In the process, the locations are also competing. Before ideas go into a series, they first have to hold up to international competition within the company. Changing locations over several months ensures that colleagues at Audi are better networked with one another and learn from each other. Moreover, on site they find out what specific needs customers have specifically in the big and important Chinese and American markets.

Digitalization meets craftsmanship: How does an idea become reality?
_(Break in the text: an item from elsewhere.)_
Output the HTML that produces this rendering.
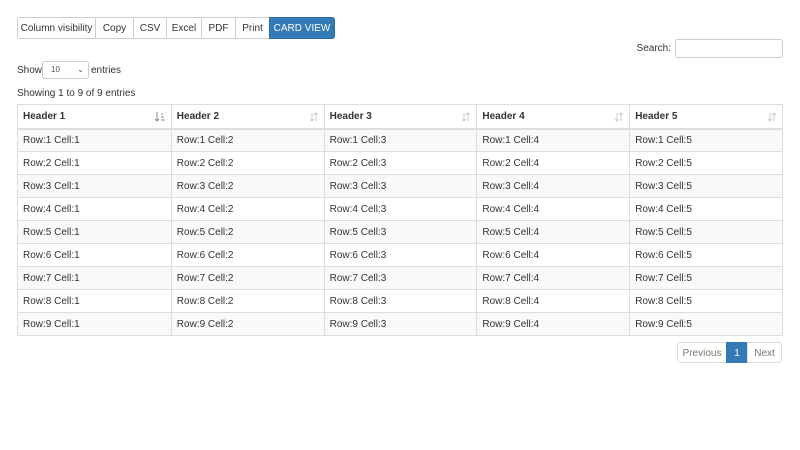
<!DOCTYPE html>
<html><head><meta charset="utf-8"><style>
*{box-sizing:border-box;margin:0;padding:0}
body{width:800px;height:450px;background:#fff;font-family:"Liberation Sans",sans-serif;font-size:10px;color:#333;position:relative;overflow:hidden}
.btns{position:absolute;left:17px;top:17px;height:22px;display:flex}
.btns div{height:22px;line-height:22px;border:1px solid #ccc;margin-left:-1px;text-align:center;background:#fff;color:#333}
.btns div:first-child{margin-left:0;border-radius:3px 0 0 3px}
.btns .cv{background:#337ab7;border-color:#2e6da4;color:#fff;border-radius:0 3px 3px 0}
.search{position:absolute;right:129px;top:39px;height:19px;line-height:19px}
.sbox{position:absolute;left:675px;top:39px;width:108px;height:19px;border:1px solid #ccc;border-radius:3px}
.show{position:absolute;left:17px;top:61px;height:18px;line-height:19px}
.sel{position:absolute;left:42px;top:61px;width:47px;height:18px;border:1px solid #ccc;border-radius:3px;font-size:8px;line-height:16px;padding-left:8px;color:#555}
.sel i{position:absolute;right:4px;top:0;font-style:normal;font-size:8px}
.ent{position:absolute;left:91px;top:61px;line-height:19px}
.info{position:absolute;left:17px;top:88px}
table{position:absolute;left:17px;top:104px;width:766px;border-collapse:collapse}
td,th{border:1px solid #ddd;height:23px;padding:0 5px;text-align:left;font-weight:normal;white-space:nowrap}
th{font-weight:bold;height:24px;border-bottom:2px solid #ddd;position:relative}
th svg{position:absolute;right:6px;top:7px}
tr.o td{background:#f9f9f9}
.pg{position:absolute;top:342px;height:21px;display:flex;right:18px}
.pg div{height:21px;line-height:21px;border:1px solid #ddd;margin-left:-1px;padding:0 6px;color:#777}
.pg .a{background:#337ab7;border-color:#337ab7;color:#fff;width:22px;padding:0;text-align:center}
.pg div:first-child{border-radius:3px 0 0 3px;margin-left:0;width:50px;text-align:center;padding:0}
.pg div:last-child{border-radius:0 3px 3px 0;width:35px;text-align:center;padding:0}
</style></head><body>
<div class="btns">
<div style="width:79px">Column visibility</div><div style="width:39px">Copy</div><div style="width:34px">CSV</div><div style="width:36px">Excel</div><div style="width:35px">PDF</div><div style="width:35px">Print</div><div class="cv" style="width:66px">CARD VIEW</div>
</div>
<div class="search">Search:</div>
<div class="sbox"></div>
<div class="show">Show</div>
<div class="sel">10<i>&#8964;</i></div>
<div class="ent">entries</div>
<div class="info">Showing 1 to 9 of 9 entries</div>
<table>
<colgroup><col style="width:154px"><col style="width:153px"><col style="width:153px"><col style="width:153px"><col style="width:153px"></colgroup>
<tr>
<th>Header 1<svg width="10" height="10"><path d="M2 0v9M0 7l2 2 2-2" stroke="#888" fill="none"/><path d="M6 2h2M6 5h3M6 8h4" stroke="#888"/></svg></th>
<th>Header 2<svg width="8" height="10"><path d="M2 1v8M0 7l2 2 2-2M6 1v8M4 3l2-2 2 2" stroke="#ccc" fill="none"/></svg></th>
<th>Header 3<svg width="8" height="10"><path d="M2 1v8M0 7l2 2 2-2M6 1v8M4 3l2-2 2 2" stroke="#ccc" fill="none"/></svg></th>
<th>Header 4<svg width="8" height="10"><path d="M2 1v8M0 7l2 2 2-2M6 1v8M4 3l2-2 2 2" stroke="#ccc" fill="none"/></svg></th>
<th>Header 5<svg width="8" height="10"><path d="M2 1v8M0 7l2 2 2-2M6 1v8M4 3l2-2 2 2" stroke="#ccc" fill="none"/></svg></th>
</tr>
<tr class="o"><td>Row:1 Cell:1</td><td>Row:1 Cell:2</td><td>Row:1 Cell:3</td><td>Row:1 Cell:4</td><td>Row:1 Cell:5</td></tr>
<tr><td>Row:2 Cell:1</td><td>Row:2 Cell:2</td><td>Row:2 Cell:3</td><td>Row:2 Cell:4</td><td>Row:2 Cell:5</td></tr>
<tr class="o"><td>Row:3 Cell:1</td><td>Row:3 Cell:2</td><td>Row:3 Cell:3</td><td>Row:3 Cell:4</td><td>Row:3 Cell:5</td></tr>
<tr><td>Row:4 Cell:1</td><td>Row:4 Cell:2</td><td>Row:4 Cell:3</td><td>Row:4 Cell:4</td><td>Row:4 Cell:5</td></tr>
<tr class="o"><td>Row:5 Cell:1</td><td>Row:5 Cell:2</td><td>Row:5 Cell:3</td><td>Row:5 Cell:4</td><td>Row:5 Cell:5</td></tr>
<tr><td>Row:6 Cell:1</td><td>Row:6 Cell:2</td><td>Row:6 Cell:3</td><td>Row:6 Cell:4</td><td>Row:6 Cell:5</td></tr>
<tr class="o"><td>Row:7 Cell:1</td><td>Row:7 Cell:2</td><td>Row:7 Cell:3</td><td>Row:7 Cell:4</td><td>Row:7 Cell:5</td></tr>
<tr><td>Row:8 Cell:1</td><td>Row:8 Cell:2</td><td>Row:8 Cell:3</td><td>Row:8 Cell:4</td><td>Row:8 Cell:5</td></tr>
<tr class="o"><td>Row:9 Cell:1</td><td>Row:9 Cell:2</td><td>Row:9 Cell:3</td><td>Row:9 Cell:4</td><td>Row:9 Cell:5</td></tr>
</table>
<div class="pg"><div>Previous</div><div class="a">1</div><div>Next</div></div>
</body></html>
The completed digital data sets from the Beijing and Malibu locations are transferred directly to the Design Center in Ingolstadt, where they are milled with milling machines to clay models at the desired scale. Despite the digital design development, a physical exhibit nonetheless remains an indispensable part of the decision-making process at Audi. The designers check the proportions from various distances in order to get a better sense of their coherence. “Nothing can replace the feeling of standing in front of a model in reality,” says lead engineer Weber. “That’s when the perspective becomes lifelike to the human eye.”

“Outside Bold, Inside Magic” – Exterior and interior at eye level
For the leading creatives at Audi, design is always a process that takes place at eye level between the two disciplines, even if it will develop from the inside out in the future: “On both sides, we want to create the best-of for Audi,” says exterior design head Philipp Römers. “Autonomous driving at level four and the resulting technical possibilities also cause future possibilities for creating a prestigious silhouette from that – with perfect proportions and special aesthetics.”